INDIANAPOLIS (WISH) — Indiana’s first West Nile virus case of 2023 was reported in a Johnson County resident, state health officials say.

The person has not been identified, and his or her condition is unknown.

The Indiana Department of Health officials are urging Hoosiers to protect themselves from mosquito bites following the first West Nile virus case of the year.

State health officials warn that there have been multiple detections of the virus in mosquitoes across Indiana.

So far, 225 mosquito samples from 60 counties have tested positive for West Nile Virus.

“The risk of mosquito-borne disease remains through the first hard freeze, so it is important that Hoosiers take precautions against mosquito bites until then,” said State Health Commissioner Lindsay Weaver in a release. “Mosquito season is far from over, and simple prevention steps can help Hoosiers enjoy the outdoors without putting themselves at unnecessary risk.”

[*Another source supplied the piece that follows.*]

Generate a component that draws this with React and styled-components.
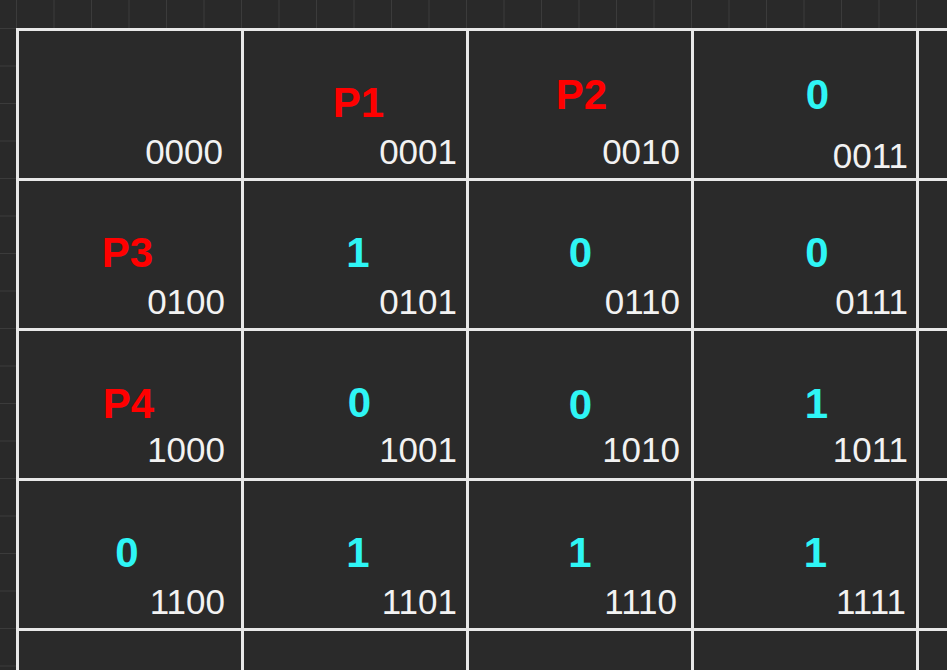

West Nile virus can cause West Nile fever, which includes the following symptoms: fever, headache, body aches, swollen lymph glands, or a rash. Some people may develop a more severe form of the disease affecting the nervous system, including inflammation in the brain and spinal cord, muscle paralysis, or even death.

Anyone who believes they may have West Nile virus disease should see their healthcare providers.

State health officials recommend the following tips to help prevent mosquito-borne diseases:

  • Apply an EPA-registered insect repellent containing DEET, picaridin, IR3535, oil of lemon eucalyptus, para-menthane-diol, or 2-Undecanone to clothes and exposed skin;
  • Avoid being outdoors when mosquitoes are active (especially early morning, late afternoon, and the hours between dusk and dawn);
  • Cover exposed skin by wearing a hat, long sleeves, and long pants in places where mosquitoes are especially active, such as wooded areas;
  • Install or repair screens on windows and doors to keep mosquitoes out of the home. 

IDOH says that even a container as small as a bottle cap can become a mosquito breeding site. Below are the following steps to help eliminate them:

  • Discard old tires, tin cans, ceramic pots, or other containers that can hold water;
  • Repair failed septic systems;
  • Drill holes in the bottom of recycling containers left outdoors;
  • Keep grass cut short and shrubbery trimmed;
  • Clean clogged roof gutters, particularly if leaves tend to plug up the drains;
  • Frequently replace the water in pet bowls;
  • Flush ornamental fountains and birdbaths periodically; and,
  • Aerate ornamental pools or stock them with predatory fish.